Exhibition – Gameform: Art/Play/Deconstruct by Diamond Beverly-Porter
About the event
Exhibition dates: October 15th – December 11th
Artist talk: Thursday October 16th, 4:30 PM with an opening reception to follow.
Gameform: Art/Play/Deconstruct is a solo exhibition by artist and game designer Diamond E. Beverly-Porter, exploring games as a formal artistic medium. Drawing on the historical and cultural legacies of Black people in the United States through embodied knowledge, Beverly-Porter fuses storytelling, game mechanics, environment design, and digital art as acts of epistemological resistance and Black feminist worldbuilding.
Her work centers Black women and girls as complex protagonists navigating sociopolitical realities, positioning her games and art as living archives of Black cultural production and Afrofuturism.

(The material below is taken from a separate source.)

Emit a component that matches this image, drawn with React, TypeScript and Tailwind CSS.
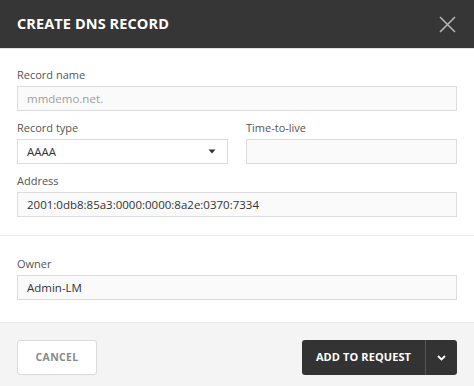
const font = { fontFamily: '"Open Sans", "Noto Sans", Arial, sans-serif' };

function Label({ children }: { children: React.ReactNode }) {
  return <div className="text-[11px] leading-[14px] text-[#555] mb-[4px]">{children}</div>;
}

function Field({ value, placeholder }: { value?: string; placeholder?: string }) {
  return (
    <div className="h-[25px] border border-[#dcdcdc] bg-[#fafafa] px-[9px] flex items-center text-[11.5px]">
      {value ? (
        <span className="text-[#333]">{value}</span>
      ) : (
        <span className="text-[#a0a0a0]">{placeholder}</span>
      )}
    </div>
  );
}

export default function App() {
  return (
    <div className="w-[474px] h-[386px] overflow-hidden bg-white flex flex-col" style={font}>
      <div className="h-[48px] bg-[#363636] flex items-center justify-between pl-[17px] pr-[18px] shrink-0">
        <h1 className="text-white font-bold text-[14.5px] tracking-[0.1px]">CREATE DNS RECORD</h1>
        <svg width="17" height="17" viewBox="0 0 17 17">
          <path d="M1 1 L16 16 M16 1 L1 16" stroke="#b5b5b5" strokeWidth="1.6" />
        </svg>
      </div>
      <div className="h-[1px] bg-[#e2e2e2]" />

      <div className="px-[17px] pt-[19px] pb-[18px] flex flex-col gap-[10px] border-b border-[#ececec]">
        <div>
          <Label>Record name</Label>
          <Field placeholder="mmdemo.net." />
        </div>
        <div className="grid grid-cols-2 gap-[18px]">
          <div>
            <Label>Record type</Label>
            <div className="h-[25px] border border-[#dcdcdc] bg-white px-[9px] flex items-center justify-between text-[11.5px] text-[#333]">
              <span>AAAA</span>
              <svg width="8" height="5" viewBox="0 0 8 5" className="mr-[2px]">
                <path d="M0.5 0.5 L7.5 0.5 L4 4.5 Z" fill="#333" />
              </svg>
            </div>
          </div>
          <div>
            <Label>Time-to-live</Label>
            <Field />
          </div>
        </div>
        <div>
          <Label>Address</Label>
          <Field value="2001:0db8:85a3:0000:0000:8a2e:0370:7334" />
        </div>
      </div>

      <div className="px-[17px] pt-[21px] pb-[22px]">
        <Label>Owner</Label>
        <Field value="Admin-LM" />
      </div>

      <div className="flex-1 bg-[#f4f4f4] border-t border-[#ececec] px-[17px] pt-[17px] flex items-start justify-between">
        <button className="w-[80px] h-[35px] bg-white border border-[#dadada] rounded-[3px] text-[10.5px] font-bold text-[#8a8a8a] tracking-[0.3px]">
          CANCEL
        </button>
        <div className="flex h-[35px] rounded-[3px] bg-[#333] overflow-hidden">
          <button className="w-[123px] text-white font-bold text-[11px] tracking-[0.1px]">ADD TO REQUEST</button>
          <div className="w-[1px] bg-[#555]" />
          <button className="w-[31px] flex items-center justify-center">
            <svg width="9" height="6" viewBox="0 0 9 6">
              <path d="M1 1 L4.5 4.5 L8 1" stroke="white" strokeWidth="1.8" fill="none" />
            </svg>
          </button>
        </div>
      </div>
    </div>
  );
}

Using play as a critical tool, she challenges reductive narratives and reclaims space for Black peoples’ complexity and joy.
Beverly-Porter’s character-driven, richly designed worlds invite audiences to engage with power, identity, and representation in digital spaces. As one of the few Black game developers in the industry, she creates the games she wished existed as a child—immersive spaces for cultural critique and storytelling.
An Assistant Professor in the Digital Technology and Culture Department at Washington State University and community arts advocate, Beverly-Porter’s work embodies resistance, creativity, and collective dreaming.